§ **GIVEN REQUEST**: Using the data below, determine the number of lines that include the string "styled". Write only that number.

§ **SUPPLIED DATA**:
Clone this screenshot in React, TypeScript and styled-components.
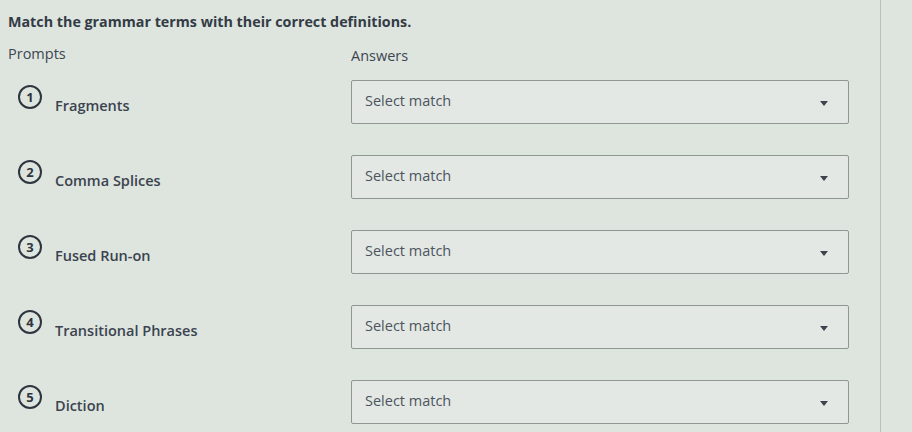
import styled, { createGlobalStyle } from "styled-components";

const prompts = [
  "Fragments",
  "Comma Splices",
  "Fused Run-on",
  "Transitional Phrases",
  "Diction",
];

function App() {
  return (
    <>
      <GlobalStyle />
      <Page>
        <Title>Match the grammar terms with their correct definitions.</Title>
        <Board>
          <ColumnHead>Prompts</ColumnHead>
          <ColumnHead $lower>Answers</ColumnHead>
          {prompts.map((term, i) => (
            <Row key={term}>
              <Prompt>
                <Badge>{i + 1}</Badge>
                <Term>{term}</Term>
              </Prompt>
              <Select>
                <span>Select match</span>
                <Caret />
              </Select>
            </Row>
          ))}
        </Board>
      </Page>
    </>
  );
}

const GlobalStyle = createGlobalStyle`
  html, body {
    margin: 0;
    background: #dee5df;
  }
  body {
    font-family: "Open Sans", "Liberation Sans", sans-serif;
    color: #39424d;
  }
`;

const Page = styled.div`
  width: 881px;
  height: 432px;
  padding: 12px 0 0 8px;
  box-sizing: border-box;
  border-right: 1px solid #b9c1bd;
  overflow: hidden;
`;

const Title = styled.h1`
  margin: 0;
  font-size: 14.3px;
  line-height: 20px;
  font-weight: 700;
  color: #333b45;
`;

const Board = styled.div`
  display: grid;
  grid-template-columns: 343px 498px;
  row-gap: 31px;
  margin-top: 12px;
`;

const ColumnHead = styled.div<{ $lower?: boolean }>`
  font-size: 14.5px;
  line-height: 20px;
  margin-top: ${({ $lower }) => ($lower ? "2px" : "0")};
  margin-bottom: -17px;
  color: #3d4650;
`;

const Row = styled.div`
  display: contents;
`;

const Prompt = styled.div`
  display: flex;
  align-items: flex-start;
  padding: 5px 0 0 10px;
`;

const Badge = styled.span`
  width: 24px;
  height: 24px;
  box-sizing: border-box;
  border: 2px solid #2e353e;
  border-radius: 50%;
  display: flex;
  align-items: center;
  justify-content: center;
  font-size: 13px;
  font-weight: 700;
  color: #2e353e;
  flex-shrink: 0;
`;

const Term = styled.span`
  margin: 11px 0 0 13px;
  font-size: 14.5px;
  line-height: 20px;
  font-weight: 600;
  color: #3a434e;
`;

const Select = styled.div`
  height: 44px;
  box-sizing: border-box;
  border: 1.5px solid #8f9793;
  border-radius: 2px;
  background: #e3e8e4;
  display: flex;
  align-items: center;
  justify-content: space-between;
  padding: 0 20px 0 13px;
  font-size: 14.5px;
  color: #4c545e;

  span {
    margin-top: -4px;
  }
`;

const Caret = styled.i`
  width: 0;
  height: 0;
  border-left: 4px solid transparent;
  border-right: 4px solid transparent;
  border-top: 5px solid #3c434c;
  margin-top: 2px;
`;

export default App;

§ **SOLUTION TO THIS TASK**: 12